The listing below should be printed exactly, every line of it. Skip the pictures.
Dataset extract start
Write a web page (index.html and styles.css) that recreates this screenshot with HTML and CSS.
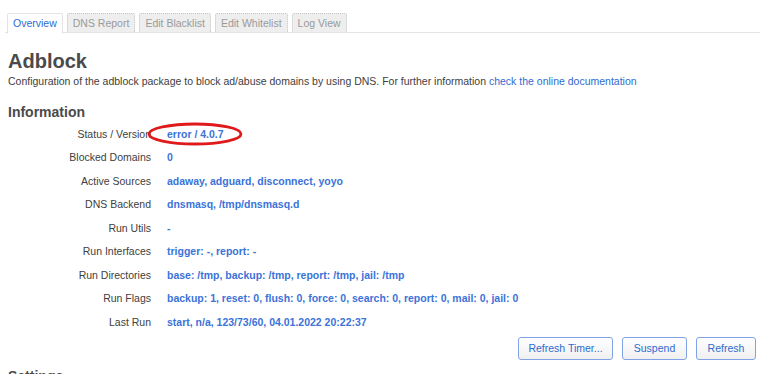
FILE: index.html
```html
<!DOCTYPE html>
<html>
<head>
<meta charset="utf-8">
<link rel="stylesheet" href="styles.css">
</head>
<body>
<div class="page">
  <ul class="tabs">
    <li class="tab active">Overview</li>
    <li class="tab">DNS Report</li>
    <li class="tab">Edit Blacklist</li>
    <li class="tab">Edit Whitelist</li>
    <li class="tab">Log View</li>
  </ul>
  <h1 class="title">Adblock</h1>
  <p class="desc">Configuration of the adblock package to block ad/abuse domains by using DNS. For further information <a class="link">check the online documentation</a></p>
  <h2 class="section">Information</h2>
  <div class="info">
    <div class="row"><span class="label">Status / Version</span><span class="value status">error / 4.0.7<svg class="ring" viewBox="0 0 96 24" width="96" height="24"><ellipse cx="48" cy="12" rx="46" ry="10" fill="none" stroke="#e01a1a" stroke-width="2.8"/></svg></span></div>
    <div class="row"><span class="label">Blocked Domains</span><span class="value">0</span></div>
    <div class="row"><span class="label">Active Sources</span><span class="value">adaway, adguard, disconnect, yoyo</span></div>
    <div class="row"><span class="label">DNS Backend</span><span class="value">dnsmasq, /tmp/dnsmasq.d</span></div>
    <div class="row"><span class="label">Run Utils</span><span class="value">-</span></div>
    <div class="row"><span class="label">Run Interfaces</span><span class="value">trigger: -, report: -</span></div>
    <div class="row"><span class="label">Run Directories</span><span class="value">base: /tmp, backup: /tmp, report: /tmp, jail: /tmp</span></div>
    <div class="row"><span class="label">Run Flags</span><span class="value">backup: 1, reset: 0, flush: 0, force: 0, search: 0, report: 0, mail: 0, jail: 0</span></div>
    <div class="row"><span class="label">Last Run</span><span class="value">start, n/a, 123/73/60, 04.01.2022 20:22:37</span></div>
  </div>
  <div class="actions">
    <button class="btn btn-timer">Refresh Timer...</button>
    <button class="btn btn-suspend">Suspend</button>
    <button class="btn btn-refresh">Refresh</button>
  </div>
  <h2 class="section settings">Settings</h2>
</div>
</body>
</html>
```
FILE: styles.css
```css
html, body {
  margin: 0;
  padding: 0;
  background: #fff;
}
body {
  font-family: "Liberation Sans", Arial, sans-serif;
  color: #404040;
  overflow: hidden;
  height: 374px;
}
.page {
  padding: 13px 8px 0 8px;
}
.tabs {
  list-style: none;
  margin: 0 0 0 -3px;
  padding: 0 0 0 2px;
  display: flex;
  gap: 4px;
  border-bottom: 1px solid #e4e4e4;
  height: 19px;
}
.tab {
  font-size: 10.5px;
  line-height: 18px;
  height: 18px;
  padding: 0 5px;
  color: #9a9a9a;
  background: #eeeeee;
  border: 1px dotted #c8c8c8;
  border-bottom: none;
  border-radius: 2px 2px 0 0;
}
.tab.active {
  color: #2f6bd0;
  background: #fff;
  border: 1px solid #e4e4e4;
  border-bottom: 1px solid #fff;
  height: 19px;
}
.title {
  font-size: 20px;
  font-weight: bold;
  color: #4a4a4a;
  margin: 16px 0 0 0;
  line-height: 24px;
}
.desc {
  font-size: 10.5px;
  margin: 0;
  line-height: 16px;
  color: #404040;
}
.link {
  color: #2f6bd0;
}
.section {
  font-size: 14px;
  font-weight: bold;
  color: #4a4a4a;
  margin: 14px 0 0 0;
  line-height: 18px;
}
.info {
  display: flex;
  flex-direction: column;
  margin-top: 1px;
}
.row {
  display: flex;
  align-items: center;
  height: 23.5px;
  font-size: 10.5px;
}
.label {
  width: 143px;
  text-align: right;
  color: #404040;
}
.value {
  margin-left: 16px;
  color: #3b73d8;
  font-weight: bold;
}
.status {
  position: relative;
}
.ring {
  position: absolute;
  left: -20px;
  top: calc(50% - 12px);
}
.actions {
  display: flex;
  justify-content: flex-end;
  gap: 9px;
  margin-top: 3px;
  padding-right: 4px;
}
.btn {
  font-family: "Liberation Sans", Arial, sans-serif;
  font-size: 10.5px;
  color: #2f6bd0;
  background: linear-gradient(#ffffff, #f0f0f0);
  border: 1px solid #7fa3e6;
  border-radius: 3px;
  height: 23px;
  padding: 0;
}
.btn-timer { width: 95px; }
.btn-suspend { width: 65px; }
.btn-refresh { width: 60px; }
.settings {
  margin-top: 7px;
}
```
Dataset extract end
◆ Written answer ◆
Write a web page (index.html and styles.css) that recreates this screenshot with HTML and CSS.
FILE: index.html
```html
<!DOCTYPE html>
<html>
<head>
<meta charset="utf-8">
<link rel="stylesheet" href="styles.css">
</head>
<body>
<div class="page">
  <ul class="tabs">
    <li class="tab active">Overview</li>
    <li class="tab">DNS Report</li>
    <li class="tab">Edit Blacklist</li>
    <li class="tab">Edit Whitelist</li>
    <li class="tab">Log View</li>
  </ul>
  <h1 class="title">Adblock</h1>
  <p class="desc">Configuration of the adblock package to block ad/abuse domains by using DNS. For further information <a class="link">check the online documentation</a></p>
  <h2 class="section">Information</h2>
  <div class="info">
    <div class="row"><span class="label">Status / Version</span><span class="value status">error / 4.0.7<svg class="ring" viewBox="0 0 96 24" width="96" height="24"><ellipse cx="48" cy="12" rx="46" ry="10" fill="none" stroke="#e01a1a" stroke-width="2.8"/></svg></span></div>
    <div class="row"><span class="label">Blocked Domains</span><span class="value">0</span></div>
    <div class="row"><span class="label">Active Sources</span><span class="value">adaway, adguard, disconnect, yoyo</span></div>
    <div class="row"><span class="label">DNS Backend</span><span class="value">dnsmasq, /tmp/dnsmasq.d</span></div>
    <div class="row"><span class="label">Run Utils</span><span class="value">-</span></div>
    <div class="row"><span class="label">Run Interfaces</span><span class="value">trigger: -, report: -</span></div>
    <div class="row"><span class="label">Run Directories</span><span class="value">base: /tmp, backup: /tmp, report: /tmp, jail: /tmp</span></div>
    <div class="row"><span class="label">Run Flags</span><span class="value">backup: 1, reset: 0, flush: 0, force: 0, search: 0, report: 0, mail: 0, jail: 0</span></div>
    <div class="row"><span class="label">Last Run</span><span class="value">start, n/a, 123/73/60, 04.01.2022 20:22:37</span></div>
  </div>
  <div class="actions">
    <button class="btn btn-timer">Refresh Timer...</button>
    <button class="btn btn-suspend">Suspend</button>
    <button class="btn btn-refresh">Refresh</button>
  </div>
  <h2 class="section settings">Settings</h2>
</div>
</body>
</html>
```
FILE: styles.css
```css
html, body {
  margin: 0;
  padding: 0;
  background: #fff;
}
body {
  font-family: "Liberation Sans", Arial, sans-serif;
  color: #404040;
  overflow: hidden;
  height: 374px;
}
.page {
  padding: 13px 8px 0 8px;
}
.tabs {
  list-style: none;
  margin: 0 0 0 -3px;
  padding: 0 0 0 2px;
  display: flex;
  gap: 4px;
  border-bottom: 1px solid #e4e4e4;
  height: 19px;
}
.tab {
  font-size: 10.5px;
  line-height: 18px;
  height: 18px;
  padding: 0 5px;
  color: #9a9a9a;
  background: #eeeeee;
  border: 1px dotted #c8c8c8;
  border-bottom: none;
  border-radius: 2px 2px 0 0;
}
.tab.active {
  color: #2f6bd0;
  background: #fff;
  border: 1px solid #e4e4e4;
  border-bottom: 1px solid #fff;
  height: 19px;
}
.title {
  font-size: 20px;
  font-weight: bold;
  color: #4a4a4a;
  margin: 16px 0 0 0;
  line-height: 24px;
}
.desc {
  font-size: 10.5px;
  margin: 0;
  line-height: 16px;
  color: #404040;
}
.link {
  color: #2f6bd0;
}
.section {
  font-size: 14px;
  font-weight: bold;
  color: #4a4a4a;
  margin: 14px 0 0 0;
  line-height: 18px;
}
.info {
  display: flex;
  flex-direction: column;
  margin-top: 1px;
}
.row {
  display: flex;
  align-items: center;
  height: 23.5px;
  font-size: 10.5px;
}
.label {
  width: 143px;
  text-align: right;
  color: #404040;
}
.value {
  margin-left: 16px;
  color: #3b73d8;
  font-weight: bold;
}
.status {
  position: relative;
}
.ring {
  position: absolute;
  left: -20px;
  top: calc(50% - 12px);
}
.actions {
  display: flex;
  justify-content: flex-end;
  gap: 9px;
  margin-top: 3px;
  padding-right: 4px;
}
.btn {
  font-family: "Liberation Sans", Arial, sans-serif;
  font-size: 10.5px;
  color: #2f6bd0;
  background: linear-gradient(#ffffff, #f0f0f0);
  border: 1px solid #7fa3e6;
  border-radius: 3px;
  height: 23px;
  padding: 0;
}
.btn-timer { width: 95px; }
.btn-suspend { width: 65px; }
.btn-refresh { width: 60px; }
.settings {
  margin-top: 7px;
}
```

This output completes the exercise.